## [Stated exercise]
Pick out each line below containing "screenshot".

## [Material provided]
* * *
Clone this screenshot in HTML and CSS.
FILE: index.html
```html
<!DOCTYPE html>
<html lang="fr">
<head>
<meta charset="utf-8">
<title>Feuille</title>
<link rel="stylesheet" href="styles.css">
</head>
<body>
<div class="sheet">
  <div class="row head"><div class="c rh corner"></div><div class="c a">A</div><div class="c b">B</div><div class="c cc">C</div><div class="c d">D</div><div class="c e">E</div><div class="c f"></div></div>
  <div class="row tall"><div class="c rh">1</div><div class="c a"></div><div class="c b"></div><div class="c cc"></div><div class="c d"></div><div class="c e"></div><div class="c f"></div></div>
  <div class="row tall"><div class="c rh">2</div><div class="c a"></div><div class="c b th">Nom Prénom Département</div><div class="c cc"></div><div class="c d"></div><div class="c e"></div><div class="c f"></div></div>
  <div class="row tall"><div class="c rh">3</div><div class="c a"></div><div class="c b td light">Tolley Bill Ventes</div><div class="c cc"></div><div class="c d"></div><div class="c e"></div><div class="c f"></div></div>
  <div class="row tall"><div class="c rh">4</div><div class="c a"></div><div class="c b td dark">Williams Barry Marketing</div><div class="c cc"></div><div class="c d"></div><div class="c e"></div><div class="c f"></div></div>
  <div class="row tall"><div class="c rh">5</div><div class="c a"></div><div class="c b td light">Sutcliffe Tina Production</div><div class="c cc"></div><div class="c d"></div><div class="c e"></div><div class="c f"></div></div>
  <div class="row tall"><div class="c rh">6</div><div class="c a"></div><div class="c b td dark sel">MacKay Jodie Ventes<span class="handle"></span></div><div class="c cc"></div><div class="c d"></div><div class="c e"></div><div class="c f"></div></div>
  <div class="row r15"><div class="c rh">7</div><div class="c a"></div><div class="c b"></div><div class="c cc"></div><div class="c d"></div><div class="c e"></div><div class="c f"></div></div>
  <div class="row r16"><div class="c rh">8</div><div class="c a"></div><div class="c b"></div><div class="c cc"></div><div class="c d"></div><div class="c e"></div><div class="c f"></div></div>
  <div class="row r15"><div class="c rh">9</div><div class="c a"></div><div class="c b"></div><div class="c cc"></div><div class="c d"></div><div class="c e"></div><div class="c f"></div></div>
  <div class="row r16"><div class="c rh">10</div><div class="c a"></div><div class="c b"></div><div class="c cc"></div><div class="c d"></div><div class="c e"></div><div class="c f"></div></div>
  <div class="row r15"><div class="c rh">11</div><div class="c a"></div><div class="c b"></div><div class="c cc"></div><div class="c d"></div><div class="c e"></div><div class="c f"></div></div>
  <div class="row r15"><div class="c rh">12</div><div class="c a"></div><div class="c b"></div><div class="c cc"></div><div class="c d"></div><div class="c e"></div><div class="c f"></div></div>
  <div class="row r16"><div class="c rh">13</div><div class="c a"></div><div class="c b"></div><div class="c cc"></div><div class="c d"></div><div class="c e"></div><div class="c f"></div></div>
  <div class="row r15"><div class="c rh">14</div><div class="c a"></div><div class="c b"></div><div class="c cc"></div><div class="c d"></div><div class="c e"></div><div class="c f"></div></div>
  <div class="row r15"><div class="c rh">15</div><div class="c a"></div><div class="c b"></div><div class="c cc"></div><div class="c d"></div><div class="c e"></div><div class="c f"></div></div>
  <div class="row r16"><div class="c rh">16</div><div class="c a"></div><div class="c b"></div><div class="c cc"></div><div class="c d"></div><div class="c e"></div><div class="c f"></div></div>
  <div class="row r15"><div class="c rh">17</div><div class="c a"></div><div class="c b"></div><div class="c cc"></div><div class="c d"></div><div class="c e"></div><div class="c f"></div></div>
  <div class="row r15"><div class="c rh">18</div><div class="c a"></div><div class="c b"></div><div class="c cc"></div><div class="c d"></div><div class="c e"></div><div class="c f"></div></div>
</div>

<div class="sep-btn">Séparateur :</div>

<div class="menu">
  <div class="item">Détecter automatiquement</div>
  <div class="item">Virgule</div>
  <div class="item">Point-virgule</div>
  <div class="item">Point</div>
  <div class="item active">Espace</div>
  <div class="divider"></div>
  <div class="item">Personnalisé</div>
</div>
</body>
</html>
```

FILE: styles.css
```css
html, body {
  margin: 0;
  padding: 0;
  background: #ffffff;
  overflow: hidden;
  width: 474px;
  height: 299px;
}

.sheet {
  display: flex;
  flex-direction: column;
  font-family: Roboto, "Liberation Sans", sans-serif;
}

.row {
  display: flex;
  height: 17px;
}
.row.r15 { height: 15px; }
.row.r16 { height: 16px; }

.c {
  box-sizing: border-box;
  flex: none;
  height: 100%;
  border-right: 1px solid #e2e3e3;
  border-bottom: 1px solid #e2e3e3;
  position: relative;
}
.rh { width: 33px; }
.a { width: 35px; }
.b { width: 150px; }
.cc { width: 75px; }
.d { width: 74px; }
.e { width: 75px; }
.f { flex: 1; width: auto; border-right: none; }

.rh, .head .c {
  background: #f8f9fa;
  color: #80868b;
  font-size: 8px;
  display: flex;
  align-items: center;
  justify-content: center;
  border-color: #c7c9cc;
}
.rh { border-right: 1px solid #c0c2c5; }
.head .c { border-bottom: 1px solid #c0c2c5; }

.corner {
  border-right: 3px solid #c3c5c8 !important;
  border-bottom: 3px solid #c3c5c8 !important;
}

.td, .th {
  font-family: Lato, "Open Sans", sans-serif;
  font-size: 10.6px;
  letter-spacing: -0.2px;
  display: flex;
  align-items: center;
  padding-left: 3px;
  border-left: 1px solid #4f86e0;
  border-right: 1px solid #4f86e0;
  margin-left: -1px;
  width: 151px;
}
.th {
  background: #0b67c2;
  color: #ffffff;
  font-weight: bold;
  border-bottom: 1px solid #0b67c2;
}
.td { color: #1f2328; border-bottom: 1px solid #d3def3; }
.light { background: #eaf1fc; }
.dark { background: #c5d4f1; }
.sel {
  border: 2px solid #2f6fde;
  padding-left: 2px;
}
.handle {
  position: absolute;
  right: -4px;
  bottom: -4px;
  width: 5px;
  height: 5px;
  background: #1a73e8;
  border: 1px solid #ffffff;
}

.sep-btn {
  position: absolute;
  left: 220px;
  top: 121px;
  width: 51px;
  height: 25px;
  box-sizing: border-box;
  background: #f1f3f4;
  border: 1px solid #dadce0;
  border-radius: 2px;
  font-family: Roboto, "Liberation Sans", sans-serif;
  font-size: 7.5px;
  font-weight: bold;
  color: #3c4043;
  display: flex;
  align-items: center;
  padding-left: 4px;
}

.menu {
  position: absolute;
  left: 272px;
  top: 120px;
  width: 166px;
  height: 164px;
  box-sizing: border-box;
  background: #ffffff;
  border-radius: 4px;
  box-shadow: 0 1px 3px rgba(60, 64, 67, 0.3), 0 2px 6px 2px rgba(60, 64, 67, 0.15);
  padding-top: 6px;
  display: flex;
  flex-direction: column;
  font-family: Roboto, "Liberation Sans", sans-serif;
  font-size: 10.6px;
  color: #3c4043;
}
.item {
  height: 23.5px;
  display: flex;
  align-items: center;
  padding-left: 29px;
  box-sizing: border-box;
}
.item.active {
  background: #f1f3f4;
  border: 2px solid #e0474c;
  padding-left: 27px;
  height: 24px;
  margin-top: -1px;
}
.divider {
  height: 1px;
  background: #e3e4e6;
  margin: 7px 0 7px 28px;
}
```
* * *
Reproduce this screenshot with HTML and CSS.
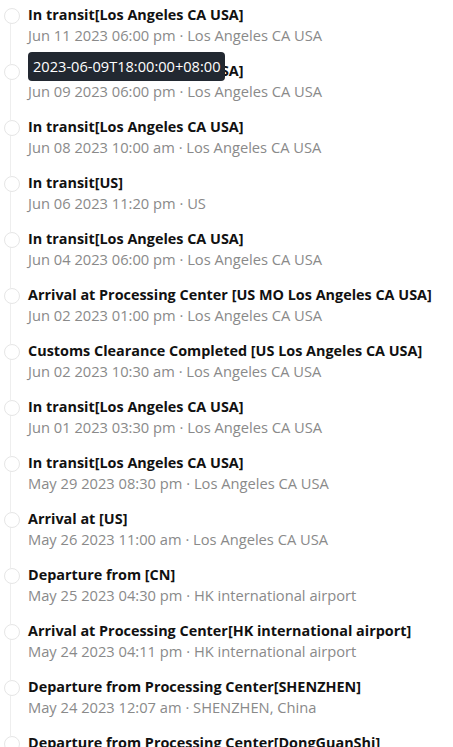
* * *
## [Solution to this exercise]
Clone this screenshot in HTML and CSS.
Reproduce this screenshot with HTML and CSS.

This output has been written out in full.